A few years ago my nephew Jack went to Gunflint and his counselor was Danny Bredemus, son of Terry and grandson of Jim. The Smiths now had their third generation of campers being taught by a Bredemus. Last year our daughters, Blaire and Jenna, became first time campers at Camp Birchwood where Terry and his wife Rachael run the camp.

So reason one for why we send our daughters to camp in Minnesota is legacy. Our daughters are part of our family legacy with the Bredemus family, and I look forward to the day when my first grandchild goes to Camp Birchwood for girls or boys.

Reason two for sending our girls to Camp Birchwood is life. The life they lead at camp is so much different than the one they lead at home. No hectic schedule of ballet, karate, music lessons, running here and there. No screens. No television, no video games, no computers, no Nintendos. No parents. That is the big one, no parents.

Our girls are being led by some fantastic young women who are carefully interviewed and selected by Terry and Rachel before they are brought onto the Birchwood staff. They hale from all parts of the country and abroad. The staff go through weeks of training and constant support to help them help their campers, from eight years old to high school. Our girls are encouraged to challenge themselves, to step outside of their comfort zones, to be part of the community and engage with the other campers. They rotate chores of cleaning the cabin, hopping food and dishes at meal time.

Camp Birchwood is not just a place to dump your kids for a few weeks and then their time is filled with time filling activities. At Birchwood each activity has a series of badges and awards the girls are encouraged to work towards giving them goals and markers for their achievements. At meal times when awards are given the entire camp cheers them on and shows their appreciation for what they have accomplished as they have once done it as well.

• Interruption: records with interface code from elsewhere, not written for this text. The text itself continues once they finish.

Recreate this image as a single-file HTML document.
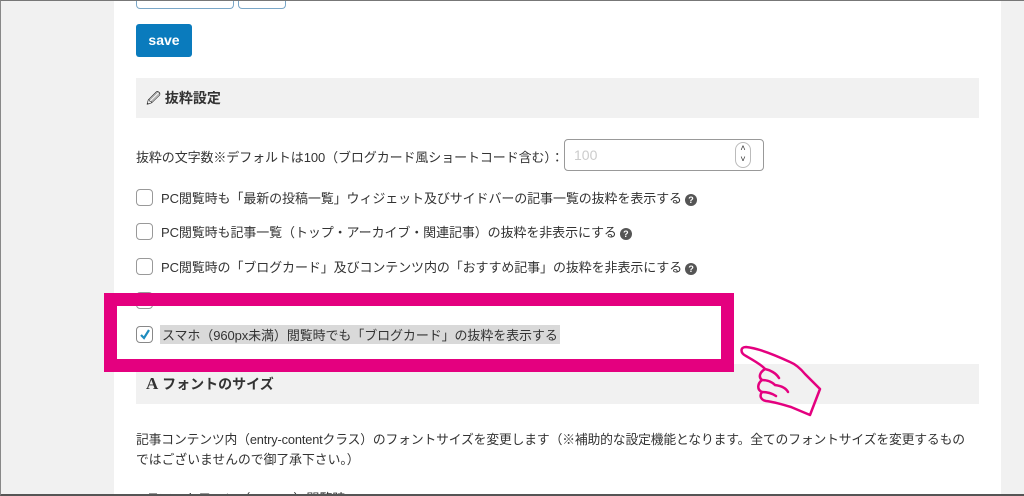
<!DOCTYPE html>
<html><head><meta charset="utf-8"><style>
*{margin:0;padding:0;box-sizing:border-box}
html,body{width:1024px;height:496px;overflow:hidden}
body{position:relative;background:#f1f1f1;font-family:"Liberation Sans","Noto Sans CJK JP",sans-serif;color:#444;font-size:13px}
.frame{position:absolute;left:0;top:0;width:1024px;height:496px;border-top:1px solid #777;border-left:1px solid #888;border-bottom:2px solid #555}
.panel{position:absolute;left:114px;top:0;width:887px;height:496px;background:#fff}
.ab{position:absolute;white-space:nowrap}
.inp{position:absolute;border:1px solid #7aa7c8;border-top:none;border-radius:0 0 4px 4px;background:#fff}
.save{position:absolute;left:136px;top:24px;width:56px;height:33px;background:#0a7bbd;border-radius:3px;color:#fff;font-size:14px;font-weight:bold;text-align:center;line-height:33px}
.hd{position:absolute;left:136px;width:843px;background:#f1f1f1;font-weight:bold;font-size:14px;color:#333}
.cb{position:absolute;left:136px;width:17px;height:17px;border:1px solid #999;border-radius:4px;background:#fff}
.t{position:absolute;left:161px;font-size:13px;color:#333;white-space:nowrap;letter-spacing:-0.1px}
.q{display:inline-block;width:12px;height:12px;border-radius:50%;background:#555;color:#fff;font-size:9px;font-weight:bold;text-align:center;line-height:12px;margin-left:3px;vertical-align:0}
</style></head><body>
<div class="panel"></div>
<div class="inp" style="left:136px;top:-4px;width:98px;height:13px"></div>
<div class="inp" style="left:238px;top:-4px;width:48px;height:13px"></div>
<div class="save">save</div>
<div class="hd" style="top:78px;height:40px;line-height:40px;padding-left:10px"><span style="font-weight:normal;font-size:14px">&#x1F589;</span> 抜粋設定</div>
<div class="ab" style="left:136px;top:147px;color:#333;letter-spacing:-0.1px">抜粋の文字数※デフォルトは100（ブログカード風ショートコード含む）：</div>
<div style="position:absolute;left:564px;top:139px;width:200px;height:32px;border:1px solid #999;border-radius:4px;background:#fff">
<span style="position:absolute;left:9px;top:7px;color:#ccc;font-size:14px">100</span>
<span style="position:absolute;left:170px;top:2px;width:16px;height:26px;border:1px solid #bbb;border-radius:8px;font-size:9px;line-height:11px;text-align:center;color:#333">&#x2C4;<br>&#x2C5;</span></div>
<div class="cb" style="top:189px"></div><div class="t" style="top:188px">PC閲覧時も「最新の投稿一覧」ウィジェット及びサイドバーの記事一覧の抜粋を表示する<span class="q">?</span></div>
<div class="cb" style="top:223px"></div><div class="t" style="top:222px">PC閲覧時も記事一覧（トップ・アーカイブ・関連記事）の抜粋を非表示にする<span class="q">?</span></div>
<div class="cb" style="top:258px"></div><div class="t" style="top:257px">PC閲覧時の「ブログカード」及びコンテンツ内の「おすすめ記事」の抜粋を非表示にする<span class="q">?</span></div>
<div class="cb" style="top:292px"></div>
<div class="cb" style="top:326px;border-color:#888"><svg width="15" height="15" style="position:absolute;left:0;top:0"><path d="M4 8 L7 11 L12 3" fill="none" stroke="#1e8cbe" stroke-width="2.2"/></svg></div>
<div class="t" style="top:325px;background:#d9d9d9;padding:0 2px;left:160px">スマホ（960px未満）閲覧時でも「ブログカード」の抜粋を表示する</div>
<div class="hd" style="top:364px;height:40px;line-height:40px;padding-left:10px"><span style="font-family:'Liberation Serif',serif;font-size:17px">A</span> フォントのサイズ</div>
<div class="ab" style="left:136px;top:429px;color:#333;font-size:12.8px;letter-spacing:-0.15px">記事コンテンツ内（entry-contentクラス）のフォントサイズを変更します（※補助的な設定機能となります。全てのフォントサイズを変更するもの</div>
<div class="ab" style="left:136px;top:449px;color:#333;font-size:12.8px">ではございませんので御了承下さい。）</div>
<div class="ab" style="left:136px;top:488px;color:#333">▯ スマートフォン（~599px）閲覧時</div>
<div style="position:absolute;left:104px;top:293px;width:630px;height:79px;border:13px solid #e4007f"></div>
<svg style="position:absolute;left:0;top:0" width="1024" height="496" fill="none" stroke="#e4007f" stroke-width="2.5" stroke-linejoin="round" stroke-linecap="round">
<path d="M790 362 C775 355 757 348 746 347 C740 347 740 353 746 356 C753 360 762 365 765 369 C760 372 758 377 762 380 C757 384 757 390 762 392 C759 396 761 400 766 401 C775 402 784 405 791 407 L810 415 L820 389 L805 374 C800 368 795 364 790 362 Z"/>
<path d="M765 369 C770 370 776 373 779 378 M762 380 C767 380 772 382 775 385 M762 392 C768 392 773 394 776 396 M775 385 C782 386 786 388 788 392"/>
</svg>
<div class="frame"></div>
</body></html>
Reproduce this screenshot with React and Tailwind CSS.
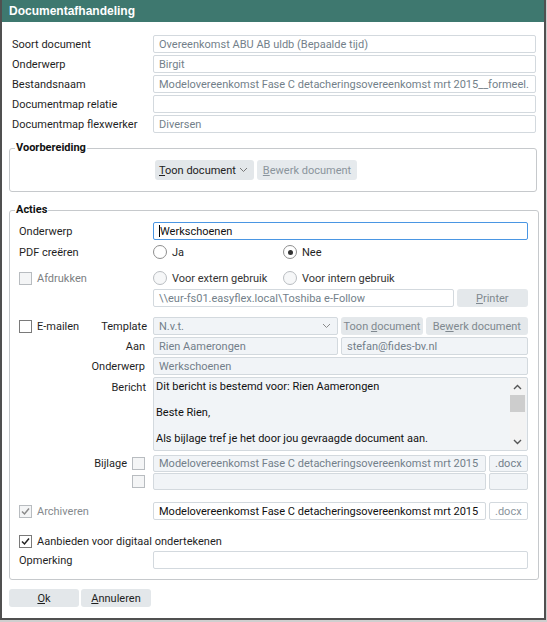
import React from "react";

function Box({ children, className = "" }) {
  return (
    <div
      className={`flex items-center border rounded-[2px] px-[5px] whitespace-nowrap overflow-hidden ${className}`}
    >
      {children}
    </div>
  );
}

function Check({ checked, disabled }) {
  return (
    <span
      className={`w-[13px] h-[13px] shrink-0 flex items-center justify-center border ${
        disabled ? "border-[#b8bcc0] bg-[#f4f5f6]" : "border-[#7a7a7a] bg-white"
      }`}
    >
      {checked && (
        <svg width="11" height="11" viewBox="0 0 11 11">
          <polyline
            points="2,5.5 4.5,8 9,2.5"
            fill="none"
            stroke={disabled ? "#8a8a8a" : "#222"}
            strokeWidth="1.5"
          />
        </svg>
      )}
    </span>
  );
}

function Radio({ checked, disabled }) {
  return (
    <span
      className={`w-[14px] h-[14px] shrink-0 rounded-full border flex items-center justify-center ${
        disabled ? "border-[#b9bdc1] bg-[#f6f7f8]" : "border-[#8e8e8e] bg-white"
      }`}
    >
      {checked && <span className="w-[5px] h-[5px] rounded-full bg-[#333]" />}
    </span>
  );
}

function Chevron({ color = "#777" }) {
  return (
    <svg width="9" height="6" viewBox="0 0 9 6">
      <polyline points="1,1 4.5,4.5 8,1" fill="none" stroke={color} strokeWidth="1" />
    </svg>
  );
}

function TopRow({ label, value }) {
  return (
    <div className="flex h-[18px]">
      <div className="w-[144px] pl-[3px] flex items-center">{label}</div>
      <Box className="flex-1 mr-px border-[#d3d9de] bg-white text-[#737f8a]">{value}</Box>
    </div>
  );
}

export default function App() {
  return (
    <div className="w-[547px] h-[622px] flex items-start bg-[#cfcfcf] font-['Roboto',sans-serif] text-[11px] text-[#1f1f1f] leading-none">
      <div className="w-[546px] h-[620px] flex flex-col bg-white border-l-2 border-r-2 border-b-2 border-[#505050]">
        <div className="h-[22px] shrink-0 bg-[#3e786f] flex items-center pl-[7px] text-white font-['Liberation_Sans',sans-serif] font-bold text-[12px]">
          Documentafhandeling
        </div>

        <div className="flex flex-col px-[7px] pt-[13px]">
          <div className="flex flex-col gap-[2px]">
            <TopRow label="Soort document" value="Overeenkomst ABU AB uldb (Bepaalde tijd)" />
            <TopRow label="Onderwerp" value="Birgit" />
            <TopRow
              label="Bestandsnaam"
              value="Modelovereenkomst Fase C detacheringsovereenkomst mrt 2015__formeel."
            />
            <TopRow label="Documentmap relatie" value="" />
            <TopRow label="Documentmap flexwerker" value="Diversen" />
          </div>

          <fieldset className="mt-[8px] border border-[#c6c9cc] rounded-[3px] px-[5px] pb-[11px]">
            <legend className="px-[1px] font-bold text-[#111] leading-[14px]">Voorbereiding</legend>
            <div className="flex pl-[140px] pt-[5px] gap-[3px] whitespace-nowrap">
              <div className="w-[99px] h-[20px] rounded-[3px] bg-[#e3e7ea] flex items-center pl-[4px] pr-[6px] justify-between text-[#222]">
                <span>
                  <u>T</u>oon document
                </span>
                <Chevron />
              </div>
              <div className="w-[100px] h-[20px] rounded-[3px] bg-[#e6eaed] flex items-center justify-center text-[#8a949c]">
                <span>
                  <u>B</u>ewerk document
                </span>
              </div>
            </div>
          </fieldset>

          <fieldset className="mt-[11px] border border-[#c6c9cc] rounded-[3px] pl-[9px] pr-[10px] pb-[10px] whitespace-nowrap">
            <legend className="ml-[-4px] px-[1px] font-bold text-[#111] leading-[14px]">Acties</legend>

            <div className="flex h-[18px] mt-[5px]">
              <div className="w-[134px] flex items-center">Onderwerp</div>
              <Box className="flex-1 border-[#4a96e3] bg-white text-[#111] pl-[5px]">
                <span className="w-px h-[12px] bg-black" />
                Werkschoenen
              </Box>
            </div>

            <div className="flex h-[16px] mt-[4px] items-center">
              <div className="w-[134px]">PDF creëren</div>
              <div className="w-[130px] flex items-center gap-[5px]">
                <Radio />
                <span>Ja</span>
              </div>
              <div className="flex items-center gap-[5px]">
                <Radio checked />
                <span>Nee</span>
              </div>
            </div>

            <div className="flex h-[16px] mt-[10px] items-center">
              <div className="w-[134px] flex items-center gap-[5px] text-[#7c7f82]">
                <Check disabled />
                <span>Afdrukken</span>
              </div>
              <div className="w-[130px] flex items-center gap-[5px] text-[#333]">
                <Radio disabled />
                <span>Voor extern gebruik</span>
              </div>
              <div className="flex items-center gap-[5px] text-[#333]">
                <Radio disabled />
                <span>Voor intern gebruik</span>
              </div>
            </div>

            <div className="flex h-[18px] mt-[3px]">
              <div className="w-[134px]" />
              <Box className="w-[301px] border-[#d3d9de] bg-white text-[#737f8a]">
                \\eur-fs01.easyflex.local\Toshiba e-Follow
              </Box>
              <div className="ml-[3px] flex-1 rounded-[3px] bg-[#e4e8eb] flex items-center justify-center text-[#7f888f]">
                <span>
                  <u>P</u>rinter
                </span>
              </div>
            </div>

            <div className="flex h-[18px] mt-[10px]">
              <div className="w-[134px] flex items-center justify-between pr-[6px]">
                <div className="flex items-center gap-[5px]">
                  <Check />
                  <span>E-mailen</span>
                </div>
                <span>Template</span>
              </div>
              <Box className="w-[185px] border-[#d3d9de] bg-[#f1f4f7] text-[#737f8a] justify-between pr-[6px]">
                <span>N.v.t.</span>
                <Chevron color="#8a8a8a" />
              </Box>
              <div className="ml-[3px] w-[82px] rounded-[3px] bg-[#e4e8eb] flex items-center justify-center text-[#7f888f]">
                <span>
                  Toon <u>d</u>ocument
                </span>
              </div>
              <div className="ml-[3px] flex-1 rounded-[3px] bg-[#e4e8eb] flex items-center justify-center text-[#7f888f]">
                <span>
                  Be<u>w</u>erk document
                </span>
              </div>
            </div>

            <div className="flex h-[18px] mt-[2px]">
              <div className="w-[134px] flex items-center justify-end pr-[8px]">Aan</div>
              <Box className="w-[185px] border-[#d3d9de] bg-[#f1f4f7] text-[#737f8a]">Rien Aamerongen</Box>
              <Box className="ml-[3px] flex-1 border-[#d3d9de] bg-[#f1f4f7] text-[#737f8a]">
                stefan@fides-bv.nl
              </Box>
            </div>

            <div className="flex h-[18px] mt-[2px]">
              <div className="w-[134px] flex items-center justify-end pr-[8px]">Onderwerp</div>
              <Box className="flex-1 border-[#d3d9de] bg-[#f1f4f7] text-[#737f8a]">Werkschoenen</Box>
            </div>

            <div className="flex h-[74px] mt-[2px]">
              <div className="w-[134px] flex justify-end pr-[7px] pt-[5px]">Bericht</div>
              <div className="flex-1 flex border border-[#d3d9de] rounded-[2px] bg-[#f1f4f7] overflow-hidden">
                <div className="flex-1 pl-[2px] pt-[2px] leading-[13px] text-[#111]">
                  <div>Dit bericht is bestemd voor: Rien Aamerongen</div>
                  <div className="h-[13px]" />
                  <div>Beste Rien,</div>
                  <div className="h-[13px]" />
                  <div>Als bijlage tref je het door jou gevraagde document aan.</div>
                </div>
                <div className="w-[16px] mr-px bg-[#f3f3f3] flex flex-col items-center">
                  <div className="h-[17px] flex items-center justify-center">
                    <svg width="9" height="6" viewBox="0 0 9 6">
                      <polyline points="1,5 4.5,1.5 8,5" fill="none" stroke="#555" strokeWidth="1.4" />
                    </svg>
                  </div>
                  <div className="w-[15px] h-[17px] bg-[#cdcdcd]" />
                  <div className="flex-1" />
                  <div className="h-[17px] flex items-center justify-center">
                    <svg width="9" height="6" viewBox="0 0 9 6">
                      <polyline points="1,1 4.5,4.5 8,1" fill="none" stroke="#555" strokeWidth="1.4" />
                    </svg>
                  </div>
                </div>
              </div>
            </div>

            <div className="flex h-[17px] mt-[4px]">
              <div className="w-[134px] flex items-center justify-end gap-[5px] pr-[8px]">
                <span>Bijlage</span>
                <Check disabled />
              </div>
              <Box className="w-[333px] border-[#d3d9de] bg-[#f1f4f7] text-[#737f8a]">
                Modelovereenkomst Fase C detacheringsovereenkomst mrt 2015
              </Box>
              <Box className="ml-[3px] flex-1 border-[#d3d9de] bg-[#f1f4f7] text-[#737f8a] justify-center">
                .docx
              </Box>
            </div>

            <div className="flex h-[17px] mt-[1px]">
              <div className="w-[134px] flex items-center justify-end pr-[8px]">
                <Check disabled />
              </div>
              <Box className="w-[333px] border-[#d3d9de] bg-[#f1f4f7]" />
              <Box className="ml-[3px] flex-1 border-[#d3d9de] bg-[#f1f4f7]" />
            </div>

            <div className="flex h-[18px] mt-[12px]">
              <div className="w-[134px] flex items-center gap-[5px] text-[#858a8e]">
                <Check checked disabled />
                <span>Archiveren</span>
              </div>
              <Box className="w-[333px] border-[#d3d9de] bg-white text-[#111]">
                Modelovereenkomst Fase C detacheringsovereenkomst mrt 2015
              </Box>
              <Box className="ml-[3px] flex-1 border-[#d3d9de] bg-white text-[#8a949c] justify-center">
                .docx
              </Box>
            </div>

            <div className="flex h-[14px] mt-[14px] items-center gap-[5px]">
              <Check checked />
              <span>Aanbieden voor digitaal ondertekenen</span>
            </div>

            <div className="flex h-[18px] mt-[3px]">
              <div className="w-[134px] flex items-center">Opmerking</div>
              <Box className="flex-1 border-[#d3d9de] bg-white" />
            </div>
          </fieldset>

          <div className="flex gap-[2px] mt-[9px]">
            <div className="w-[70px] h-[18px] rounded-[3px] bg-[#e3e7ea] flex items-center justify-center">
              <span>
                <u>O</u>k
              </span>
            </div>
            <div className="w-[70px] h-[18px] rounded-[3px] bg-[#e3e7ea] flex items-center justify-center">
              <span>
                <u>A</u>nnuleren
              </span>
            </div>
          </div>
        </div>
      </div>
    </div>
  );
}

Since we showed up late Thursday evening Leslie and I have seen a horse show, an art show and a very good scaled down presentation of "The Wizard of Oz." Each of these exhibiting the skills of the campers involved.

Each day girls chose their activities for the following day choosing from dance, drama, arts and crafts, riflery, archery, horse back riding, sailing, water skiing, windsurfing, kayaking, photography, rock wall climbing, or perhaps they are off on a wilderness trip to the boys camps several hundred miles away to canoe and pack through the wilderness. Or an over night bike trip that my girls took.

Each activity is not just about getting through the activity but involves training, learning and getting better.

That is why we send our daughters to camp in Minnesota. If you want to change the life of your daughter, or son, or grandchild, or niece, nephew, send them to Camp Birchwood.

One more day of fun for Leslie and I before we start Part II: The Return of the Great American Roadtrip. Yesterday we went sailing and Leslie skippered a sailboat for the first time, so learning new skills is not just for young girls at Birchwood! In the late afternoon the weather turned from sunny to dark, cool and big gusts of wind. Satellite imagery showed a huge thunderstorm cell headed our way. Camp was quickly buckled down and everyone collected in the dining hall as the storm with 60 mile and hour gusts, lightening and hail the size of quarters just missing us.

Today the girls have normal activities while packing to leave tomorrow. The logistics of getting over two hundred kids to Minneapolis-St. Paul airport for their various flights is something to behold. But they do it every session, every year and do it well.

Tomorrow is an early start for us as we hit the road for about seven hundred miles to Mount Rushmore. I'm off to the dining hall for some breakfast.